/metadata-api

REST-API that serves meta data for SB's corpora and lexicons

Primary LanguagePythonMIT LicenseMIT

metadata-api

REST-API that serves meta data for SB's corpora, lexicons and models.

Requirements

Usage

Available API calls:

  • https://ws.spraakbanken.gu.se/ws/metadata: List all resources in three dictionaries (corpora, lexicons, and models)
  • https://ws.spraakbanken.gu.se/ws/metadata/corpora: List all corpora
  • https://ws.spraakbanken.gu.se/ws/metadata/lexicons: List all lexicons
  • https://ws.spraakbanken.gu.se/ws/metadata/models: List all models
  • https://ws.spraakbanken.gu.se/ws/metadata/collections: List all collections
  • https://ws.spraakbanken.gu.se/ws/metadata?resource=saldo: List one specific resource.

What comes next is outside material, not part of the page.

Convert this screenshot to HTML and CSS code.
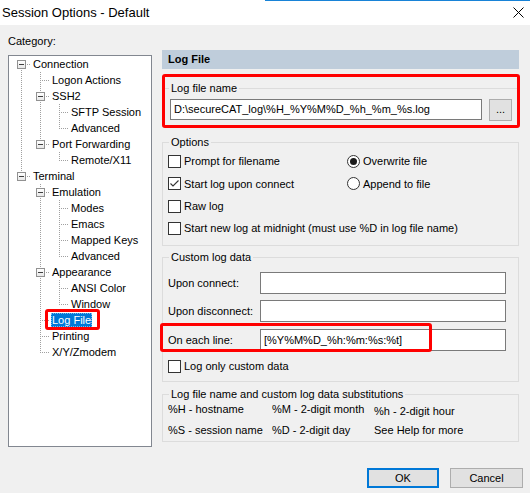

Add long description from SVN (if available)
  • https://ws.spraakbanken.gu.se/ws/metadata/list_ids: List all existing resource IDs
  • https://ws.spraakbanken.gu.se/ws/metadata/check-id-availability?id=my-resource: Check if a given resource ID is free
  • https://ws.spraakbanken.gu.se/ws/metadata/doc: Serve API documentation as YAML
  • https://ws.spraakbanken.gu.se/ws/metadata/renew-cache: Flush cache and fill with fresh values

Installation (SBX-specific)

  • Install requirements from requirements.txt, e.g. with a (virtual environment):

    python3 -m venv venv
    source venv/bin/activate
    pip install -r requirements.txt
    
  • Get an initial copy of the metadata files (YAML and META-SHARE):

     git clone https://github.com/spraakbanken/metadata.git
    
  • Add entry in supervisord config:

    [program:metadata]
    command=%(ENV_HOME)s/metadata-api/venv/bin/gunicorn --chdir %(ENV_HOME)s/metadata-api -b "0.0.0.0:1337" metadata_api:create_app()
    
  • Set up cron job that periodically runs the update script which

    • updates the metadata files stored in git
    • runs the python script for parsing these files
    • updates the repository from GitHub and restarts the service if needed
    • creates missing META-SHARE files

    The following cron job is run on fksbwww@k2:

    # Update sb-metadata from GitHub and restart if needed
    50 * * * * cd /home/fksbwww/metadata-api && ./update_metadata.sh > /dev/null
    

Collections

A collection is a "meta" metadata entry which is used to summarize multiple resources. Collections are supplied as YAML files. The resource-IDs belonging to a collection can either be supplied as a list in the YAML (with the 'resources' key) or each resource can state which collection(s) it belongs to in its YAML (with the 'in_collections' key which holds a list of collection IDs). The size of the collection is calculated automatically. A collection may have a resource description in its YAML.

Unlisted

Resources with the attribute "unlisted": true will not be listed in the data list on the web page, but they can be accessed directly via their URL. This is used as a quick and dirty versioning system.

Successors

The successors attribute can be used for resources that have been superseded by one or more other resources (e.g. newer versions). This attribute holds a list of resource IDs.